Practical consequence: the Nordic TSOs treat 70% compliance as the ceiling of their obligation for cross-zonal capacity provision, not a stepping stone toward full Fmax allocation. This is a significant shift from the 2020 interpretation and constrains available cross-zonal capacity in congested periods.

The Article 14 dispute — Nordic TSO disagreement (2026)

Article 14 of the CCM defines which CNECs appear in the final flow-based domain. CNECs whose maximum zone-to-zone PTDF falls at or below 5% are removed (they are not “significantly influenced” by cross-zonal trade). The 2026 amendment package was submitted with one unresolved disagreement on this article.

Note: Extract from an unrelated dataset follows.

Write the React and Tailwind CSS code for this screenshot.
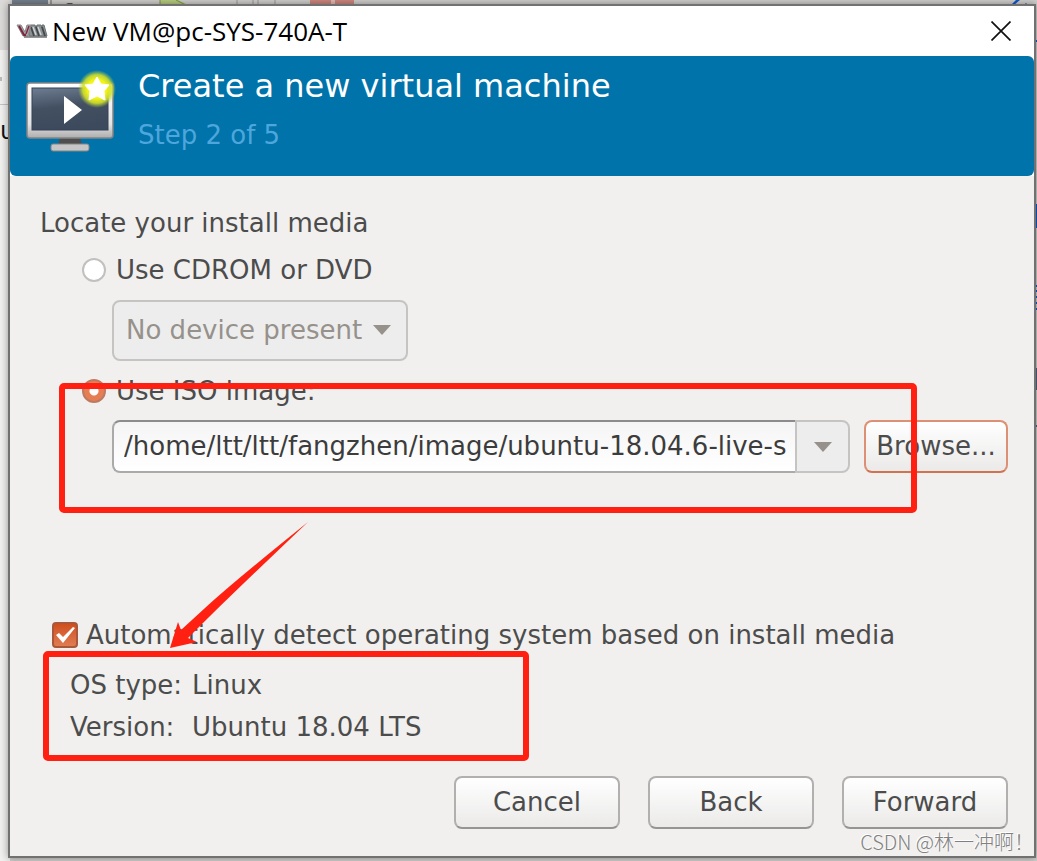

The FI–NO4 border CNEC: Fingrid argued this interconnection (Finland–Northern Norway) must always remain in the flow-based domain, even when its PTDF falls below 5%, because:

  • It is a structurally relevant cross-border security constraint
  • Fingrid cannot apply countertrade or redispatch on flows originating in NO4 — so persistent inclusion in capacity calculation is its only security tool

Statnett, Energinet, and Svk disagreed: CACM Art. 29.3(b) requires exclusion of all CNECs not significantly influencing net positions, regardless of cross-zonal vs internal character. A blanket exemption for cross-zonal CNECs has no legal basis. Permanent inclusion of a low-PTDF CNEC could materially limit NO4 export possibilities.

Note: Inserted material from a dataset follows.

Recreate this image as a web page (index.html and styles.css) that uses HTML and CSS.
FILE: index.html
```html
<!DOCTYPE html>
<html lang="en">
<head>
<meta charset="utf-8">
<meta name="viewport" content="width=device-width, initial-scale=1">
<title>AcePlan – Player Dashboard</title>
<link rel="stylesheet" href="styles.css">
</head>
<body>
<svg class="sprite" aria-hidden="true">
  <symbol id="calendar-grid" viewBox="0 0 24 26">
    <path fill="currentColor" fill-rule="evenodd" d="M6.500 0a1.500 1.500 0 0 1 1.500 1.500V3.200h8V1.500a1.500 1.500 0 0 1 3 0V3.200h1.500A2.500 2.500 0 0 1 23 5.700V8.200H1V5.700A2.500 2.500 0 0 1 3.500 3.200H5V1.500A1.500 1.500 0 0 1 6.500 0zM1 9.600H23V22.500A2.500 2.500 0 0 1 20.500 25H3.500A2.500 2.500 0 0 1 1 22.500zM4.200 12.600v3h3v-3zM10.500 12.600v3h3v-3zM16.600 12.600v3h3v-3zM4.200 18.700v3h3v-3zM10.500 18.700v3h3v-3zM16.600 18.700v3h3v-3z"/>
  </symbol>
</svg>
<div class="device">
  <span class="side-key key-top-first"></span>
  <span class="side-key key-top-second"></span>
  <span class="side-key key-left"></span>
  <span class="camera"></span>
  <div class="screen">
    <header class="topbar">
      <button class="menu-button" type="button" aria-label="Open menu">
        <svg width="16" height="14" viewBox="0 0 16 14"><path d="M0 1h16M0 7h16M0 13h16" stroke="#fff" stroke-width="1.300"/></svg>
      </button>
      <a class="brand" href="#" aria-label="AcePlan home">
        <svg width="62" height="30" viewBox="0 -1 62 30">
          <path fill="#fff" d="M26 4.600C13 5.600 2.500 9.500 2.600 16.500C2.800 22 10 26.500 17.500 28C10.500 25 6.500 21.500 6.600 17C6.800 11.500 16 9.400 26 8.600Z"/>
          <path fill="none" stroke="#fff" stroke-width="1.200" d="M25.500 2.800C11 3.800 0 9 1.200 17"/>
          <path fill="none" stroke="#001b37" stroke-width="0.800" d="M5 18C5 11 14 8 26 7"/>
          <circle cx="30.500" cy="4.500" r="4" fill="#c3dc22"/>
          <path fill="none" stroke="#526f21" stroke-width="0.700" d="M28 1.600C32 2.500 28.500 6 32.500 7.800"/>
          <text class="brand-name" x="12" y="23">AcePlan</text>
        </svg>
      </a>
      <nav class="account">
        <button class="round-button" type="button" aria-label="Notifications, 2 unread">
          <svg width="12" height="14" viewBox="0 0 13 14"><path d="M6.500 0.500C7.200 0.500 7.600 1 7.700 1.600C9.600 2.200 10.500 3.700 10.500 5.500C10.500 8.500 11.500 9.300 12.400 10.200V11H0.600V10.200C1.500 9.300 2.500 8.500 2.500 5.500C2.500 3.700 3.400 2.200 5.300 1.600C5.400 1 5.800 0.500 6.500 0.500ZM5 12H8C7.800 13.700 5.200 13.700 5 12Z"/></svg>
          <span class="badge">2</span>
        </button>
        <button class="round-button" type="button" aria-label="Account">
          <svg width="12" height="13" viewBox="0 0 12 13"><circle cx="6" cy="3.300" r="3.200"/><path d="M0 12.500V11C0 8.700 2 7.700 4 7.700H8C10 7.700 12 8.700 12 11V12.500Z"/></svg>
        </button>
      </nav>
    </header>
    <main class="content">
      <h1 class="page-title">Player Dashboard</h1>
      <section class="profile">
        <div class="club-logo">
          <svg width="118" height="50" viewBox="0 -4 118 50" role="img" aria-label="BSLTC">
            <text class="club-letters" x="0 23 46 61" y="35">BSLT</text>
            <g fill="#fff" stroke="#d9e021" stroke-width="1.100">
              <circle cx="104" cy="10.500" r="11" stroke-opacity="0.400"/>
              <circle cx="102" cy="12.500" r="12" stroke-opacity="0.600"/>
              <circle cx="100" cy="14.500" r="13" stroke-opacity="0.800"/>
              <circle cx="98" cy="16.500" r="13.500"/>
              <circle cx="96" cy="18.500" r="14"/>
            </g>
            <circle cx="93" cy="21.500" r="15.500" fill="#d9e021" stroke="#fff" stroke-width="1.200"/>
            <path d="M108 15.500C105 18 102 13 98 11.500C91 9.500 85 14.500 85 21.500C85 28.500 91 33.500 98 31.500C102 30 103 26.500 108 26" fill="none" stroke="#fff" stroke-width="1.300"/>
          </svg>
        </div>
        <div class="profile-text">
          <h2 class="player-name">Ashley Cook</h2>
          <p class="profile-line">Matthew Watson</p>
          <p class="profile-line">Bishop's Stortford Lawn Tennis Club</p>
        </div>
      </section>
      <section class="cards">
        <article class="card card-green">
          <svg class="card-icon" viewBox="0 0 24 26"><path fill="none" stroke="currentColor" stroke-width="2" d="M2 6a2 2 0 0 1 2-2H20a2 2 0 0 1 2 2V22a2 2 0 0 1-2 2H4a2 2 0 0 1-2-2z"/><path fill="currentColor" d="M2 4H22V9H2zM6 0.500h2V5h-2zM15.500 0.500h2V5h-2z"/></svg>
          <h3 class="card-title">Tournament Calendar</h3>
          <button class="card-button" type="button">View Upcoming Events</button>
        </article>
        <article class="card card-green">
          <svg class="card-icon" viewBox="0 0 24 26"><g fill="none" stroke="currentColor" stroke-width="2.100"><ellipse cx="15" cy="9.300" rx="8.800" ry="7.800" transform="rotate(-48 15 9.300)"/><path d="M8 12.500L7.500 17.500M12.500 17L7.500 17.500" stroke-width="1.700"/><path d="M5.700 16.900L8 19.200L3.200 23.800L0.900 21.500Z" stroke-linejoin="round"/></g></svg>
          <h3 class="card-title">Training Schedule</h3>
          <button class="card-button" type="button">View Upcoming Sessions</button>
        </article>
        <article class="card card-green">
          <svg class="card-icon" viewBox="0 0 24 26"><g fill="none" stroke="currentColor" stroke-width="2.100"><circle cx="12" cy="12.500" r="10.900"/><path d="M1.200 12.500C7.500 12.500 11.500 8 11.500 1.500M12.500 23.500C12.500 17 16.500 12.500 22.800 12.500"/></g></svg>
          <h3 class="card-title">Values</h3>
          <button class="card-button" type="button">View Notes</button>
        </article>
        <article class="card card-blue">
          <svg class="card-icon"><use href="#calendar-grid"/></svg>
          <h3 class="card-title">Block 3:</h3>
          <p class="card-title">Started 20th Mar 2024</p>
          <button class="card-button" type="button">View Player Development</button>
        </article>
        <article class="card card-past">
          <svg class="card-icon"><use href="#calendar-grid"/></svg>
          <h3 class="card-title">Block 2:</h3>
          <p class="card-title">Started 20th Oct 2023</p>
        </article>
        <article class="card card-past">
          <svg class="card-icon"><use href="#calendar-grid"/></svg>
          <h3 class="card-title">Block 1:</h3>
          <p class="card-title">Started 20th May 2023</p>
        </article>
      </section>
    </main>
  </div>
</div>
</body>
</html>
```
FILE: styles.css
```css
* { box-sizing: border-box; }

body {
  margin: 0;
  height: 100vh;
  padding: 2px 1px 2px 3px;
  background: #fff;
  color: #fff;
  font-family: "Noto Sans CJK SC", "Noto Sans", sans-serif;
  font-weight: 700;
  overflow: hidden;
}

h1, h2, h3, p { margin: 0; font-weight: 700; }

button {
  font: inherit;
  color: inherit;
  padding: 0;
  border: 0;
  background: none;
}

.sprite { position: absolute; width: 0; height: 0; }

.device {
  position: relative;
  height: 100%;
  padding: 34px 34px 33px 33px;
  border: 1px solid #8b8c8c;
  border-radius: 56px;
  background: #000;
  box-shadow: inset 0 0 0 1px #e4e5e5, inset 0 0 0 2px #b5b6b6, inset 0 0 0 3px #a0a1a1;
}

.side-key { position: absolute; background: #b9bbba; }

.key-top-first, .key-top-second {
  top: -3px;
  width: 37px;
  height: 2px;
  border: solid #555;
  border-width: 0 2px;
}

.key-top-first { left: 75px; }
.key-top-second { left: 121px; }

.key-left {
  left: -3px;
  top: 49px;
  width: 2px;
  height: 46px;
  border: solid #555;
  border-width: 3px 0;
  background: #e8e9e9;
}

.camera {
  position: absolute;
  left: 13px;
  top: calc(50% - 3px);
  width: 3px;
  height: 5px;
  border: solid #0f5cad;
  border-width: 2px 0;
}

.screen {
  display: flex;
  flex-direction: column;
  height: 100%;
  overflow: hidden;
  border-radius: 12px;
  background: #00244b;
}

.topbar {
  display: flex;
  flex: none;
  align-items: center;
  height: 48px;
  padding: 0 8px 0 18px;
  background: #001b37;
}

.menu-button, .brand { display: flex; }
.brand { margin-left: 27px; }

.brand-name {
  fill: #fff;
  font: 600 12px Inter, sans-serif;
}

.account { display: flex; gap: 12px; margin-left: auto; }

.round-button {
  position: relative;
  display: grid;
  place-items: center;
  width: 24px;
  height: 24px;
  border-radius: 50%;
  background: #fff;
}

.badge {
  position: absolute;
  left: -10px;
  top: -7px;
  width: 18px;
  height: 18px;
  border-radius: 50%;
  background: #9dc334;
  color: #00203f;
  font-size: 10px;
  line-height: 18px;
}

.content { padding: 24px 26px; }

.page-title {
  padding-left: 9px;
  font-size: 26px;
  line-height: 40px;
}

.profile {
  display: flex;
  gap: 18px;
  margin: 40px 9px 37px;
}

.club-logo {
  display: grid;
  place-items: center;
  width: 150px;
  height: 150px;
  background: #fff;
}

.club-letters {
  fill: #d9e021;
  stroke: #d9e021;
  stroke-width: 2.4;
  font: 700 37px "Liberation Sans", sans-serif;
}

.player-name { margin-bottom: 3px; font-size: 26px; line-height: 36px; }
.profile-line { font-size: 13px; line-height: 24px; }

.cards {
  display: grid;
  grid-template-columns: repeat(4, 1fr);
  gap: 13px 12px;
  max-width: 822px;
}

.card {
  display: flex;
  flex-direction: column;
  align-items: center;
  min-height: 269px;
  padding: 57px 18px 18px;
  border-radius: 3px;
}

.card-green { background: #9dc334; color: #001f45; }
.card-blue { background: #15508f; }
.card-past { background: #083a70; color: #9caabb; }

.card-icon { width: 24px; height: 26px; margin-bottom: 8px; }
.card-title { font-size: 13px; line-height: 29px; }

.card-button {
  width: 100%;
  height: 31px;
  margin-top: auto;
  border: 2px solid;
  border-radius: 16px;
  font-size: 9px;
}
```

Resolution: Article 14 reverts to the unchanged 2020 wording (standard 5% threshold, no exemption). Fingrid signalled separately that it will seek clarification of ACER Decision 08/2023 on the NO4–FI border as a distinct matter.

This dispute is notable as one of the few publicly documented technical disagreements between Nordic TSOs on capacity calculation methodology, and it connects to the broader question of how CACM’s significance threshold should apply when operational and market considerations conflict.